Andan desbordados, al borde de la extenuación física y mental (si no se han despeñado ya por el precipicio) los profesionales de los llamados servicios esenciales. Mientras, casi seis millones de personas están en paro, ERTE, cesadas o abonadas al Ingreso Mínimo Vital, cobrando, o esperando cobrar, unas prestaciones que les permitan salvar los muebles, la dignidad, la vida.
El exceso de trabajo obedece a la necesidad de ajustar costes en una economía enmarcada en el presunto estado de bienestar, excesivamente dependiente del voluble y estacional sector servicios y, en determinados sectores, -sanidad, educación, seguridad- condicionada por una inercia de 17 dioptrías y intereses espurios incapaz de promocionar y retener el talento.
Las plantillas suele ir cortas y no están todos los mejores que querríamos porque no somos capaces de incentivar un tejido productivo diversificado, que dé cabida a perfiles profesionales variados, ni tampoco de primar a los sectores que más contribuyen a consolidar una sociedad más equitativa puesto que universalizan el acceso a los derechos básicos. O somos capaces, pero no somos solventes.
Y aunque vaya por comunidades, quizás también por ello, algo no sabemos darle a profesionales de la medicina, la enfermería, la docencia, la ingeniería o la investigación para que prefieran trabajar en cualquier lugar menos en España. En condiciones normales nos mantenemos en equilibrio inestable, pero ante cualquier situación de crisis, más si se prolonga en el tiempo, todo parece derrumbarse.

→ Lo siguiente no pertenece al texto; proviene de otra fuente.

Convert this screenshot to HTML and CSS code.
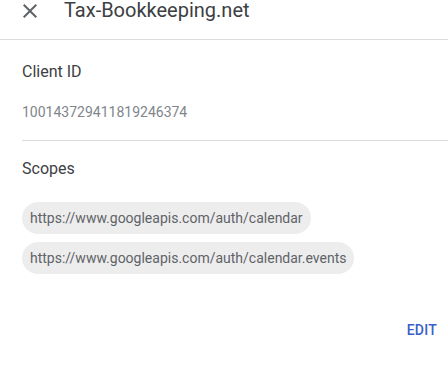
FILE: index.html
```html
<!DOCTYPE html>
<html>
<head>
<meta charset="utf-8">
<link rel="stylesheet" href="styles.css">
</head>
<body>
<div class="dialog">
  <header class="header">
    <svg class="close" width="24" height="24" viewBox="0 0 24 24"><path d="M19 6.41L17.59 5 12 10.59 6.41 5 5 6.41 10.59 12 5 17.59 6.41 19 12 13.41 17.59 19 19 17.59 13.41 12z" fill="#5f6368"/></svg>
    <h1 class="title">Tax-Bookkeeping.net</h1>
  </header>
  <div class="content">
    <section class="section first">
      <h2 class="label">Client ID</h2>
      <div class="value">100143729411819246374</div>
    </section>
    <section class="section second">
      <h2 class="label">Scopes</h2>
      <div class="chips">
        <span class="chip">https://www.googleapis.com/auth/calendar</span>
        <span class="chip">https://www.googleapis.com/auth/calendar.events</span>
      </div>
    </section>
  </div>
  <div class="actions">
    <button class="edit">EDIT</button>
  </div>
</div>
</body>
</html>
```
FILE: styles.css
```css
html, body {
  margin: 0;
  padding: 0;
  background: #ffffff;
}
body {
  font-family: Roboto, "Liberation Sans", Arial, sans-serif;
  color: #3c4043;
}
.dialog {
  width: 448px;
}
.header {
  display: flex;
  align-items: flex-start;
  height: 39px;
  border-bottom: 1px solid #dadce0;
}
.close {
  display: block;
  margin: -1px 0 0 18px;
}
.title {
  margin: 0 0 0 22px;
  font-size: 20px;
  line-height: 20px;
  font-weight: 400;
  color: #3c4043;
}
.content {
  padding-left: 22px;
}
.section.first {
  padding-top: 20px;
  padding-bottom: 18px;
  border-bottom: 1px solid #dadce0;
}
.section.second {
  padding-top: 16px;
}
.label {
  margin: 0;
  font-size: 16px;
  line-height: 24px;
  font-weight: 400;
  color: #3c4043;
}
.value {
  margin-top: 18px;
  font-size: 14px;
  line-height: 20px;
  color: #80868b;
}
.chips {
  margin-top: 21px;
  display: flex;
  flex-direction: column;
  align-items: flex-start;
  gap: 8px;
}
.chip {
  display: inline-flex;
  align-items: center;
  height: 32px;
  padding: 0 8px;
  border-radius: 16px;
  background: #ededed;
  font-size: 14px;
  color: #5f6368;
}
.actions {
  display: flex;
  justify-content: flex-end;
  padding: 38px 3px 0 0;
}
.edit {
  border: none;
  background: none;
  padding: 0 8px;
  height: 36px;
  font-family: Roboto, "Liberation Sans", Arial, sans-serif;
  font-size: 14px;
  font-weight: 500;
  letter-spacing: 0.25px;
  color: #3b5fc8;
}
```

La carencia y la precariedad de trabajo tiene también que ver con esa misma incapacidad de diversificar la economía, con la necesidad de ser productivos mientras repetimos y nos repetimos que “nadie quedará atrás”, pero sin aplicarnos firmemente en conseguirlo, que nadie quede atrás. Y tiene que ver con la creatividad a la hora de afrontar los reveses y con la solvencia, la dichosa solvencia.
En el país más sobrecualificado de la Unión Europea en la búsqueda de empleo- el 37,6% de los puestos de trabajo son ocupados por personas con una titulación no necesaria para desempeñar esos puestos-, inmersos en una crisis sanitaria, económica y social sin precedentes, hemos sido incapaces de rescatar a todos esos titulados que nos atienden detrás de un mostrador o no sirven bandeja en mano.
Siquiera para tramitar expedientes administrativos y acabar con las miles de prestaciones de todo tipo por tramitar y abonar, para compensar la desesperación de las personas y las familias que hay detrás de cada expediente. Pero claro, eso cuesta dinero. Reclutar, formar y dotar de medios técnicos para atender al personal, cuesta dinero. Y conceder y pagar las prestaciones prometidas, cuesta todavía más.
Sin capacidad, sin solvencia no hay trabajo, hay sufrimiento, un sufrimiento que no lleva a ningún sitio. Sin trabajo y con sufrimiento nos abocamos a la nada. Se cae de puro obvio y, sin embargo, las políticas parecen dirigirse a intentar paliar el sufrimiento (haciéndolo más inútil si no lo consiguen) en vez de a generar empleo ni a ayudar a quién sabe hacerlo. Incapaces. Insolventes.